Original point $$(e, 1)$$ shifts to $$(e+6, 1)$$ (approximately $$(8.718, 1)$$).

**step4 Predict the Graph of $$f(x)=\ln (x+4)$$**

For $$f(x)=\ln (x+4)$$, the transformation is a horizontal shift. When a constant $$c$$ is added to $$x$$ inside the function, i.e., $$f(x+c)$$, the graph shifts horizontally to the left by $$c$$ units. In this case, $$c=4$$, so the graph of $$f(x)=\ln (x+4)$$ will be the graph of $$f(x)=\ln x$$ shifted 4 units to the left.
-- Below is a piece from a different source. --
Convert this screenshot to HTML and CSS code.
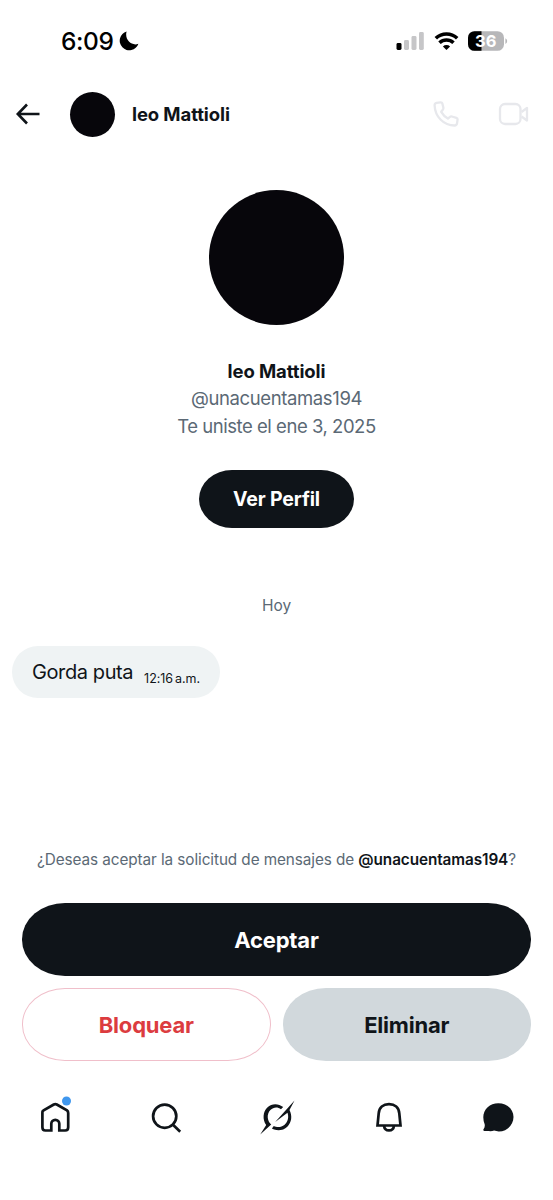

Prediction for $$f(x)=\ln (x+4)$$:
Domain: $$x+4 > 0 \Rightarrow x > -4$$, so the domain is $$(-4, \infty)$$.
Vertical Asymptote: $$x+4=0 \Rightarrow x=-4$$.
Key points (shifted 4 units to the left from original key points):
Original point $$(1, 0)$$ shifts to $$(1-4, 0) = (-3, 0)$$.
Original point $$(e, 1)$$ shifts to $$(e-4, 1)$$ (approximately $$(-1.282, 1)$$).
Original point $$(\frac{1}{e}, -1)$$ shifts to $$(\frac{1}{e}-4, -1)$$ (approximately $$(-3.632, -1)$$).
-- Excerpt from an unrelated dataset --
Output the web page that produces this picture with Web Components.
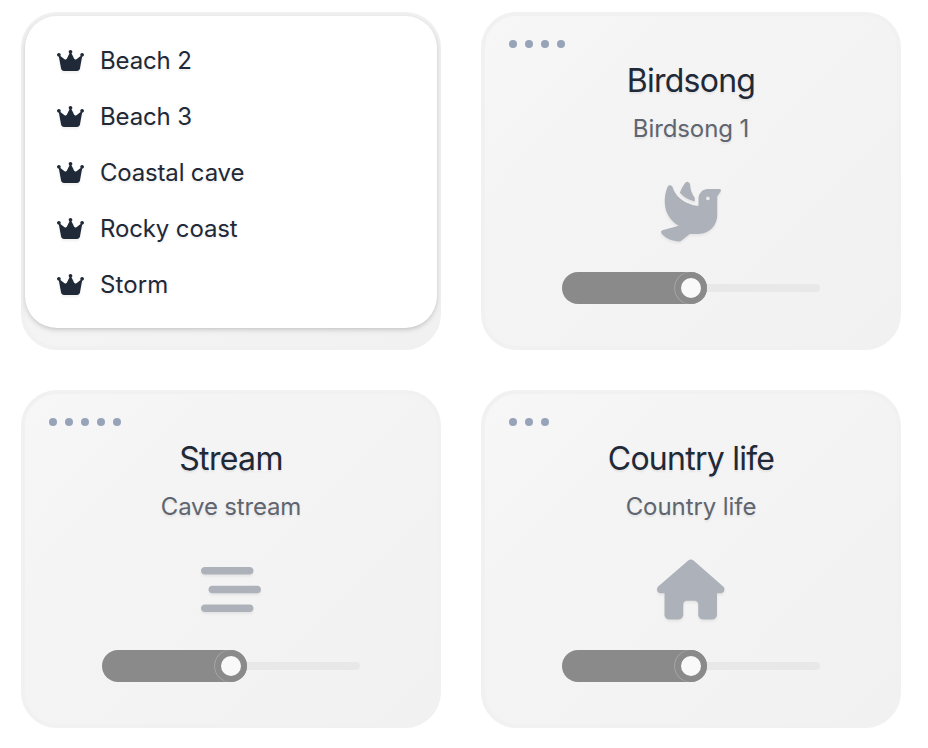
<!DOCTYPE html>
<html lang="en"><head><meta charset="utf-8"><title>Sounds</title>
<style>body{margin:0;background:#fff;font-family:Inter,"Liberation Sans",sans-serif;color:#1f2937}</style></head><body>
<sound-grid>
<sound-card><variant-menu>
<variant-item style="--ls:-.15px">Beach 2</variant-item><variant-item style="--ls:-.15px">Beach 3</variant-item><variant-item style="--ls:-.18px">Coastal cave</variant-item><variant-item style="--ls:-.13px">Rocky coast</variant-item><variant-item style="--ls:.1px">Storm</variant-item>
</variant-menu></sound-card>
<sound-card><sound-panel dots="4" icon="dove" style="--sls:-.1px"><span slot="title">Birdsong</span><span slot="sub">Birdsong 1</span></sound-panel></sound-card>
<sound-card><sound-panel dots="5" icon="stream" style="--sls:-.17px;--tls:-.65px"><span slot="title">Stream</span><span slot="sub">Cave stream</span></sound-panel></sound-card>
<sound-card><sound-panel dots="3" icon="house"><span slot="title">Country life</span><span slot="sub">Country life</span></sound-panel></sound-card>
</sound-grid>
<script>
const ICONS={
dove:[512,'M160.8 96.5c14 17 31 30.9 49.5 42.2c25.9 15.8 53.7 25.9 77.7 31.6V138.8C265.8 108.5 250 71.5 248.6 28c-.4-11.3-7.5-21.5-18.4-24.4c-7.6-2-15.8-.2-21 5.8c-13.3 15.4-32.7 44.6-48.4 87.2zM320 144v30.6l0 0v1.3l0 0 0 32.1c-60.8-5.1-185-43.8-219.3-157.2C97.4 40 87.9 32 76.6 32c-7.9 0-15.3 3.9-18.8 11C46.8 65.9 32 112.1 32 176c0 116.9 80.1 180.5 118.4 202.8L11.8 416.6C6.7 418 2.6 421.8 .9 426.8s-.8 10.6 2.3 14.8C21.7 466.2 77.3 512 160 512c3.6 0 7.2-1.2 10-3.5L245.6 448H320c88.4 0 160-71.6 160-160V128l29.9-44.9c1.3-2 2.1-4.4 2.1-6.8c0-6.8-5.5-12.3-12.3-12.3H400c-44.2 0-80 35.8-80 80zm80-16a16 16 0 1 1 0 32 16 16 0 1 1 0-32z'],
stream:[512,'M0 96C0 78.3 14.3 64 32 64H416c17.7 0 32 14.3 32 32s-14.3 32-32 32H32C14.3 128 0 113.7 0 96zM64 256c0-17.7 14.3-32 32-32H480c17.7 0 32 14.3 32 32s-14.3 32-32 32H96c-17.7 0-32-14.3-32-32zM448 416c0 17.7-14.3 32-32 32H32c-17.7 0-32-14.3-32-32s14.3-32 32-32H416c17.7 0 32 14.3 32 32z'],
house:[576,'M575.8 255.5c0 18-15 32.1-32 32.1h-32l.7 160.2c0 2.7-.2 5.4-.5 8.1V472c0 22.1-17.9 40-40 40H456c-1.1 0-2.2 0-3.3-.1c-1.4 .1-2.8 .1-4.2 .1H416 392c-22.1 0-40-17.9-40-40V448 384c0-17.7-14.3-32-32-32H256c-17.7 0-32 14.3-32 32v64 24c0 22.1-17.9 40-40 40H160 128.1c-1.5 0-3-.1-4.5-.2c-1.2 .1-2.4 .2-3.6 .2H104c-22.1 0-40-17.9-40-40V360c0-.9 0-1.9 .1-2.8V287.6H32c-18 0-32-14-32-32.1c0-9 3-17 10-24L266.4 8c7-7 15-8 22-8s15 2 21 7L564.8 231.5c8 7 12 15 11 24z'],
crown:[576,'M309 106c11.4-7 19-19.7 19-34c0-22.1-17.9-40-40-40s-40 17.9-40 40c0 14.4 7.6 27 19 34L209.7 220.6c-9.1 18.2-32.7 23.4-48.6 10.7L72 160c5-6.7 8-15 8-24c0-22.1-17.9-40-40-40S0 113.9 0 136s17.9 40 40 40c.2 0 .5 0 .7 0L86.4 427.4c5.5 30.4 32 52.6 63 52.6H426.6c30.9 0 57.4-22.1 63-52.6L535.3 176c.2 0 .5 0 .7 0c22.1 0 40-17.9 40-40s-17.9-40-40-40s-40 17.9-40 40c0 9 3 17.3 8 24l-89.1 71.3c-15.9 12.7-39.5 7.5-48.6-10.7L309 106z']};
const define=(name,html)=>customElements.define(name,class extends HTMLElement{
 constructor(){super();this.attachShadow({mode:'open'})}
 connectedCallback(){this.shadowRoot.innerHTML=typeof html==='function'?html(this):html}
});
define('fa-icon',el=>{const [w,d]=ICONS[el.getAttribute('name')];return `<style>:host{display:block;height:var(--size);line-height:0}svg{height:100%;width:auto;display:block;overflow:visible;filter:drop-shadow(0 2px 1px rgba(0,0,0,.06))}</style><svg viewBox="0 0 ${w} 512" fill="currentColor" style="aspect-ratio:${w}/512"><path transform="translate(0 ${w===576&&el.getAttribute('name')==='crown'?8:4})" d="${d}"/></svg>`});
define('sound-grid',`<style>:host{display:grid;grid-template-columns:420px 420px;grid-auto-rows:338px;gap:40px;padding:12px 0 0 21px}</style><slot></slot>`);
define('sound-card',`<style>:host{display:block;box-sizing:border-box;border:4px solid #f1f1f1;border-radius:36px;background:linear-gradient(135deg,#f7f7f7,#f4f4f4 30%,#f3f3f3 65%,#f1f1f1)}</style><slot></slot>`);
define('variant-menu',`<style>:host{display:flex;flex-direction:column;box-sizing:border-box;height:312px;padding:16px 32px;border-radius:32px;background:#fff;box-shadow:0 2px 6px rgba(0,0,0,.1),0 2px 4px -1px rgba(0,0,0,.12)}</style><slot></slot>`);
define('variant-item',`<style>:host{display:flex;align-items:center;height:56px;gap:16px;font-size:24px;font-weight:430;letter-spacing:var(--ls);text-shadow:0 2px 2px rgba(0,0,0,.07)}fa-icon{--size:24px}</style><fa-icon name="crown"></fa-icon><span><slot></slot></span>`);
define('volume-slider',`<style>:host{display:flex;align-items:center;width:258px;height:32px}
.fill{box-sizing:border-box;width:145px;height:32px;border-radius:16px;background:#8a8a8a;display:flex;justify-content:flex-end}
.knob{box-sizing:border-box;width:32px;height:32px;border-radius:50%;border:6px solid #8a8a8a;background:#f9f9f9;box-shadow:-.5px 0 0 .3px rgba(255,255,255,.28)}
.rest{flex:1;height:8px;border-radius:0 4px 4px 0;background:#e8e8e8}</style><div class="fill"><div class="knob"></div></div><div class="rest"></div>`);
define('sound-panel',el=>`<style>:host{display:flex;flex-direction:column;align-items:center;padding-top:24px}
.dots{display:flex;gap:8px;align-self:flex-start;margin-left:24px}i{width:8px;height:8px;border-radius:50%;background:#97a3b8}
.t{margin-top:13px;font-size:32px;line-height:40px;font-weight:430;letter-spacing:var(--tls,-.75px);text-shadow:0 2px 2px rgba(0,0,0,.07)}
.s{margin-top:12px;font-size:24px;line-height:32px;font-weight:430;color:#5f656f;letter-spacing:var(--sls,-.08px);text-shadow:0 2px 2px rgba(0,0,0,.07)}
fa-icon{--size:60px;color:#adb1ba;margin:36px 0 31px}</style>
<div class="dots">${'<i></i>'.repeat(+el.getAttribute('dots'))}</div><div class="t"><slot name="title"></slot></div><div class="s"><slot name="sub"></slot></div><fa-icon name="${el.getAttribute('icon')}"></fa-icon><volume-slider></volume-slider>`);
</script></body></html>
**step5 Graph all four functions on the same set of axes**

To graph all four functions on the same set of axes, follow these steps for each function:
1. Draw the vertical asymptote.
2. Plot the key points identified in the prediction steps.
3. Draw a smooth curve that passes through the key points and approaches the vertical asymptote.

For $$f(x)=\ln x$$:
Vertical Asymptote: $$x=0$$ (y-axis)
Key points: $$(1, 0)$$, $$(e, 1) \approx (2.7, 1)$$, $$(e^2, 2) \approx (7.4, 2)$$, $$(\frac{1}{e}, -1) \approx (0.37, -1)$$

For $$f(x)=\ln (x-2)$$:
Vertical Asymptote: $$x=2$$
Key points: $$(3, 0)$$, $$(e+2, 1) \approx (4.7, 1)$$, $$(\frac{1}{e}+2, -1) \approx (2.37, -1)$$

For $$f(x)=\ln (x-6)$$:
Vertical Asymptote: $$x=6$$
Key points: $$(7, 0)$$, $$(e+6, 1) \approx (8.7, 1)$$

For $$f(x)=\ln (x+4)$$:
Vertical Asymptote: $$x=-4$$
Key points: $$(-3, 0)$$, $$(e-4, 1) \approx (-1.3, 1)$$, $$(\frac{1}{e}-4, -1) \approx (-3.63, -1)$$

By plotting these asymptotes and points for each function on a single coordinate plane and drawing smooth curves, the graphs of the four functions can be accurately represented. Each graph will have the same shape as the basic natural logarithm function but will be shifted horizontally according to its equation.